15. If the letter is not provided by the Buyer, insert the amount of days from the letter’s due date that the Seller must provide a written notice to terminate the purchase agreement.

VI. SELLER FINANCING

16. If the seller is providing financing to the Buyer, check the box marked “Seller Financing”.

17. Insert the loan amount in dollars.

18. Insert the down payment amount in dollars.

19. Insert the interest rate (per annum).

20. Insert the loan term period and check if the term is for “months” or “years”.

VII. SELLER FINANCING (Cont.)

21. Insert the date of which the requested documentation is due.

22. Insert the date of which the Seller must approve the Buyer’s documentation.

23. Insert the amount of business days that a refund must be made in the case that the Buyer fails to obtain the Seller’s approval and the purchase agreement may be terminated.

VIII. SALE OF ANOTHER PROPERTY

24. Provide the address of the Buyer’s property that must be sold and closed for the Buyer to purchase the new real estate.

IX. EARNEST MONEY

25. Write the dollar amount of the earnest money deposit that the Buyer agrees to pay.

26. Insert the date and time when the earnest money deposit is due. Check the box “AM” or “PM” if the payment is due in the morning or evening.

27. If state requires the earnest money deposit to be placed in a separate trust account or escrow account, check a box if it “is” required or if it “is not” required.

X. DISCLOSURES

28. Check the box if there are no attached addendums or disclosures to the purchase or agreement or check the box if there are addendums or disclosures attached to the agreement. If there are addendums or disclosures, list the names in the blank spaces.

XI. SELLER REPRESENTATIONS AND WARRANTIES

29. If there is any additional information that the Seller would like to add, it should be detailed in the blank space provided.

XII. INSPECTION

30. The inspection is contingent under the Buyer’s inspection of the property. The Buyer or Seller must agree upon a date about repairing the unsatisfactory conditions (if any). If the agreement can’t be made by the inserted date, the Buyer may have the right to terminate the purchase agreement and shall be refund any previous deposits.

XIII. SURVEY

31. The Buyer has an option to obtain a survey of the property before closing to ensure there are survey problems including defects, overlaps, boundary lines, etc. If there are survey problems the Buyer must notify the Seller of any issues within a certain amount of business days. Indicate how many days the Buyer must notify the Seller before the closing.
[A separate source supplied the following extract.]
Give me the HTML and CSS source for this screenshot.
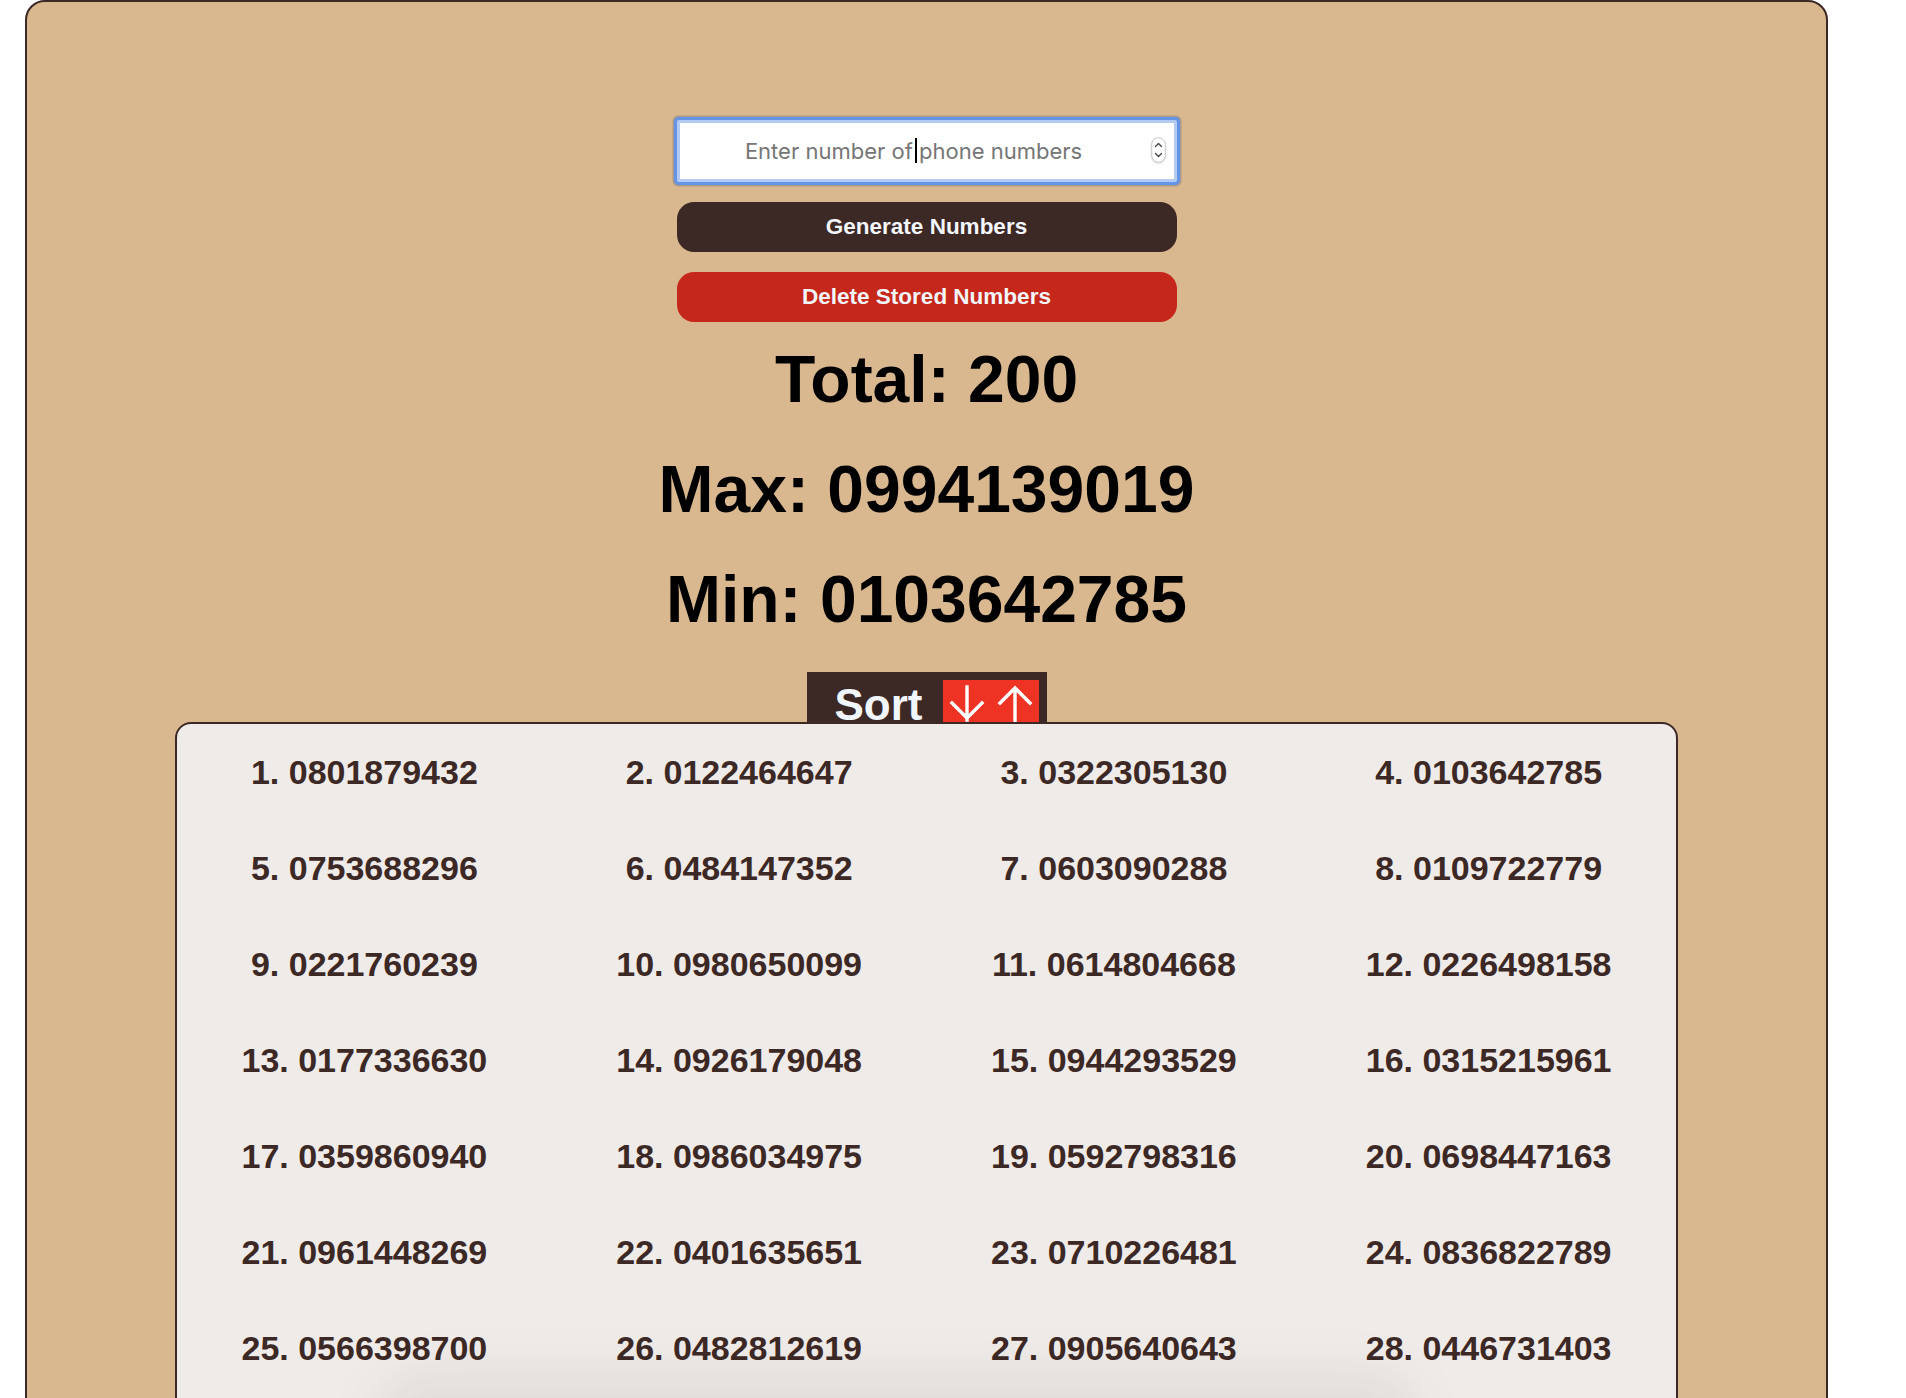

32. Indicate how many days the Seller has to remedy any survey problems before closing.

XIV. TITLE

33. Once a title search report is received, indicate how many business days a Buyer has to notify the Seller of any problems that aren’t acceptable in the report.

34. Indicate how many business days the Seller has to remedy any defects found in the title search report.

XVII. TITLE INSURANCE

35. Check the box marked “Buyer’s” expense or check the box marked “Seller’s expense” to determine who will purchase a title policy.

36. Check “Buyer” or “Seller” to determine who will select the title insurance company.

37. Indicate which state the title insurance company must be authorized to do business in.

38. If there is additional information to add, fill the blank lines here.

XVI. APPRAISAL

39. Mark this box if the Buyer’s performance is not contingent upon the appraisal of the property being equal to or greater than the purchase price.

40. Check this box if the Buyer’s performance is contingent upon the appraisal or the property being equal to or greater than the purchase price. Also indicate how many business days the Parties have to re-negotiate the purchase agreement.

XVII. CLOSING

41. Indicate how funds shall be provided to the Seller. Check either “cash”, “bank electronic transfer”, “cashier’s check”, “money order” “certified check” or “other”. If “other” indicate the type of payment.

42. Include the date and time of which the transaction shall be closed. Check the box “AM” or “PM” if the transaction shall be closed in the morning or evening.

XVIII. CLOSING COSTS

43. Mark “Buyer”, “Seller”, or “Both Parties” to indicate who will pay for the closing costs.

44. Check “Seller Closing Costs” or “Buyer Closing Costs” and indicate if the party should pay “Half of Any Escrow or Closing Fees”, “All Escrow or Closing Fees” or “Other”. If “Other” is chosen, list how the closing costs will be paid.

XIX. SELLER CLOSING DELIVERABLES

45. If applicable, add any additional information in the blank line.XX. BUYER CLOSING DELIVERABLES

46. If applicable, add any additional information in the blank line.

XI. TERMINATION

47. If the agreement is terminated, the Buyer shall be refunded. Indicate how many business days the Seller has to refund the money.

XII. POSSESSION OF THE PROPERTY

48. Add the date the Seller must deliver the property to the Buyer.

XIII. GOVERNING LAW

49. Insert the State that the agreement shall be governed by law.

XIV. NOTICES

50. Add the address of the Seller where notices or other forms of communication can be delivered.

51. Add the address of the Buyer where notices or other forms of communication can be delivered.

XV. OFFER EXPIRATION

52. Indicate a due date of the date and time the Seller must sign the agreement and give a copy to the Buyer or the agreement shall be revoked. Check the box “AM” or “PM”.

XVI. ADDITIONAL TERMS AND CONDITIONS

53. Add any additional terms and conditions in the blank lines, if applicable.

XVII. SIGNATURES

54. Add the Seller’s signature, printed name and date of execution.

55. Add the Buyer’s signature, printed name and date of execution.

56. Add the Agents’ signatures, printed names and dates of execution.